• [DATASET EXCERPT]:
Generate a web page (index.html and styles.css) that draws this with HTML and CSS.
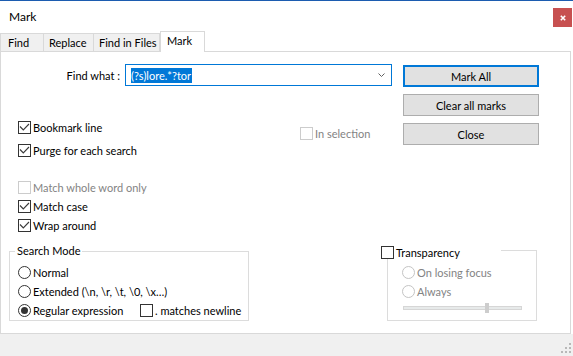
FILE: index.html
```html
<!DOCTYPE html>
<html>
<head>
<meta charset="utf-8">
<link rel="stylesheet" href="styles.css">
</head>
<body>
<div class="win">
  <div class="titlebar">
    <span class="title">Mark</span>
    <span class="close"><svg width="6" height="6" viewBox="0 0 6 6"><path d="M0.8 0.8 L5.2 5.2 M5.2 0.8 L0.8 5.2" stroke="#fff" stroke-width="1.6" fill="none"/></svg></span>
  </div>
  <div class="tabs">
    <div class="tab t1">Find</div>
    <div class="tab t2">Replace</div>
    <div class="tab t3">Find in Files</div>
    <div class="tab t4 active">Mark</div>
  </div>
  <div class="panel">
    <div class="upper">
      <div class="leftcol">
        <div class="findrow">
          <span class="flabel">Find what :</span>
          <div class="combo">
            <span class="sel">(?s)lore.*?tor</span>
            <svg class="chev" width="7" height="4" viewBox="0 0 7 4"><polyline points="0.5,0.5 3.5,3.5 6.5,0.5" stroke="#606060" stroke-width="1" fill="none"/></svg>
          </div>
        </div>
        <div class="optrow">
          <div class="optcol">
            <label class="chk"><span class="box"><svg width="11" height="11" viewBox="0 0 11 11"><polyline points="1,4.5 4.3,8 10,2" stroke="#3a3a3a" stroke-width="1.1" fill="none"/></svg></span>Bookmark line</label>
            <label class="chk"><span class="box"><svg width="11" height="11" viewBox="0 0 11 11"><polyline points="1,4.5 4.3,8 10,2" stroke="#3a3a3a" stroke-width="1.1" fill="none"/></svg></span>Purge for each search</label>
          </div>
          <label class="chk dis insel"><span class="box"></span>In selection</label>
        </div>
      </div>
      <div class="btns">
        <div class="btn def">Mark All</div>
        <div class="btn">Clear all marks</div>
        <div class="btn">Close</div>
      </div>
    </div>
    <div class="mopts">
      <label class="chk dis"><span class="box"></span>Match whole word only</label>
      <label class="chk"><span class="box"><svg width="11" height="11" viewBox="0 0 11 11"><polyline points="1,4.5 4.3,8 10,2" stroke="#3a3a3a" stroke-width="1.1" fill="none"/></svg></span>Match case</label>
      <label class="chk"><span class="box"><svg width="11" height="11" viewBox="0 0 11 11"><polyline points="1,4.5 4.3,8 10,2" stroke="#3a3a3a" stroke-width="1.1" fill="none"/></svg></span>Wrap around</label>
    </div>
    <div class="groups">
      <fieldset class="grp smode">
        <legend>Search Mode</legend>
        <div class="rows">
          <label class="chk"><span class="radio"></span>Normal</label>
          <label class="chk"><span class="radio"></span>Extended (\n, \r, \t, \0, \x…)</label>
          <div class="regrow">
            <label class="chk regl"><span class="radio"><span class="dot"></span></span>Regular expression</label>
            <label class="chk"><span class="box"></span>. matches newline</label>
          </div>
        </div>
      </fieldset>
      <fieldset class="grp transp">
        <legend><label class="chk tl"><span class="box"></span>Transparency</label></legend>
        <div class="trows">
          <label class="chk dis"><span class="radio"></span>On losing focus</label>
          <label class="chk dis"><span class="radio"></span>Always</label>
          <div class="slider"><div class="track"><span class="thumb"></span></div></div>
        </div>
      </fieldset>
    </div>
  </div>
  <div class="footer">
    <svg width="12" height="12" viewBox="0 0 12 12"><g fill="#b8b8b8"><rect x="9" y="0" width="2" height="2"/><rect x="5" y="4" width="2" height="2"/><rect x="9" y="4" width="2" height="2"/><rect x="1" y="8" width="2" height="2"/><rect x="5" y="8" width="2" height="2"/><rect x="9" y="8" width="2" height="2"/></g></svg>
  </div>
</div>
</body>
</html>
```
FILE: styles.css
```css
html, body { margin: 0; padding: 0; }
body {
  font: 11px Lato, "Liberation Sans", sans-serif;
  color: #000;
  background: #fff;
}
.win {
  width: 573px;
  height: 356px;
  display: flex;
  flex-direction: column;
  background: #fff;
  overflow: hidden;
}
.titlebar {
  height: 31px;
  box-sizing: border-box;
  border-top: 1px solid #1c5cb0;
  display: flex;
  align-items: center;
}
.title { margin-left: 9px; font-size: 12px; }
.close {
  margin-left: auto;
  margin-right: 1px;
  align-self: flex-start;
  margin-top: 7px;
  width: 19px;
  height: 19px;
  background: #c75050;
  display: grid;
  place-items: center;
}
.close svg { display: block; }

.tabs { height: 20px; display: flex; align-items: flex-end; }
.tab {
  box-sizing: border-box;
  height: 18px;
  border: 1px solid #d9d9d9;
  border-bottom: 0;
  background: #f0f0f0;
  line-height: 16px;
  padding-top: 1px;
  white-space: nowrap;
}
.t1 { width: 44px; padding-left: 7px; }
.t2 { width: 51px; margin-left: -1px; padding-left: 5px; }
.t3 { width: 67px; margin-left: -1px; padding-left: 5px; }
.t4 { width: 45px; padding-left: 6px; }
.tab.active {
  height: 21px;
  margin-bottom: -1px;
  background: #fff;
  position: relative;
  z-index: 1;
  line-height: 17px;
  padding-top: 0;
}

.panel {
  height: 283px;
  width: 571px;
  box-sizing: border-box;
  border: 1px solid #d9d9d9;
  background: #fff;
}
.upper { display: flex; margin-top: 12px; }
.leftcol { width: 391px; }
.findrow { display: flex; align-items: center; height: 22px; }
.flabel { width: 119px; text-align: right; }
.combo {
  margin-left: 5px;
  width: 267px;
  height: 22px;
  box-sizing: border-box;
  border: 1px solid #0078d7;
  display: flex;
  align-items: center;
  padding: 0 6px 0 5px;
}
.sel {
  background: #0078d7;
  color: #fff;
  height: 15px;
  line-height: 15px;
  padding-right: 1px;
}
.chev { margin-left: auto; display: block; }

.optrow { display: flex; margin-top: 35px; }
.optcol {
  width: 299px;
  padding-left: 17px;
  box-sizing: border-box;
  display: flex;
  flex-direction: column;
  gap: 10px;
}
.insel { margin-top: 6px; }

.btns {
  margin-left: 11px;
  margin-top: 1px;
  display: flex;
  flex-direction: column;
  gap: 7px;
}
.btn {
  width: 136px;
  height: 22px;
  box-sizing: border-box;
  border: 1px solid #adadad;
  background: #e1e1e1;
  display: flex;
  align-items: center;
  justify-content: center;
}
.btn.def { border: 2px solid #0078d7; }

.chk {
  display: flex;
  align-items: center;
  gap: 2px;
  height: 13px;
  line-height: 13px;
  white-space: nowrap;
}
.box {
  width: 13px;
  height: 13px;
  box-sizing: border-box;
  border: 1px solid #333;
  background: #fff;
  flex: none;
  display: grid;
  place-items: center;
}
.box svg { display: block; }
.radio {
  width: 13px;
  height: 13px;
  box-sizing: border-box;
  border: 1px solid #333;
  border-radius: 50%;
  background: #fff;
  flex: none;
  display: grid;
  place-items: center;
}
.dot { width: 7px; height: 7px; border-radius: 50%; background: #333; }
.chk.dis { color: #838383; }
.chk.dis .box { border-color: #cccccc; }
.chk.dis .radio { border-color: #c4c4c4; }

.mopts {
  margin-top: 24px;
  padding-left: 17px;
  display: flex;
  flex-direction: column;
  gap: 6px;
}

.groups { display: flex; align-items: flex-start; margin-top: 13px; }
.grp {
  border: 1px solid #dcdcdc;
  min-width: 0;
  box-sizing: border-box;
}
fieldset.smode { margin: 0 0 0 8px; width: 240px; padding: 0 0 3px 5px; }
.smode legend { padding: 0 2px; line-height: 12px; height: 12px; }
.rows {
  padding-top: 9px;
  margin-left: 3px;
  display: flex;
  flex-direction: column;
  gap: 6px;
}
.regrow { display: flex; }
.regl { width: 122px; }

fieldset.transp { margin: -1px 0 0 138px; width: 150px; padding: 0 0 7px 0; }
.transp legend {
  margin-left: -7px;
  width: 120px;
  padding: 4px 0 0 0;
  height: 12px;
  box-sizing: border-box;
}
.chk.tl { height: 8px; overflow: visible; }
.trows {
  padding-top: 10px;
  margin-left: 14px;
  display: flex;
  flex-direction: column;
  gap: 6px;
}
.slider {
  margin-top: -1px;
  margin-left: 1px;
  width: 119px;
  height: 10px;
  display: flex;
  align-items: center;
}
.track {
  width: 100%;
  height: 4px;
  box-sizing: border-box;
  background: #e7eaea;
  border: 1px solid #d6d6d6;
  position: relative;
}
.thumb {
  position: absolute;
  left: 81px;
  top: -4px;
  width: 4px;
  height: 10px;
  background: #cdcdcd;
}

.footer {
  flex: 1;
  background: #f0f0f0;
  display: flex;
  justify-content: flex-end;
  align-items: flex-end;
  padding: 0 1px 1px 0;
}
.footer svg { display: block; }
```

• [EXERCISE PROMPT]: Gather each line holding the string "index".

• [THE ANSWER]:
Generate a web page (index.html and styles.css) that draws this with HTML and CSS.
FILE: index.html
  z-index: 1;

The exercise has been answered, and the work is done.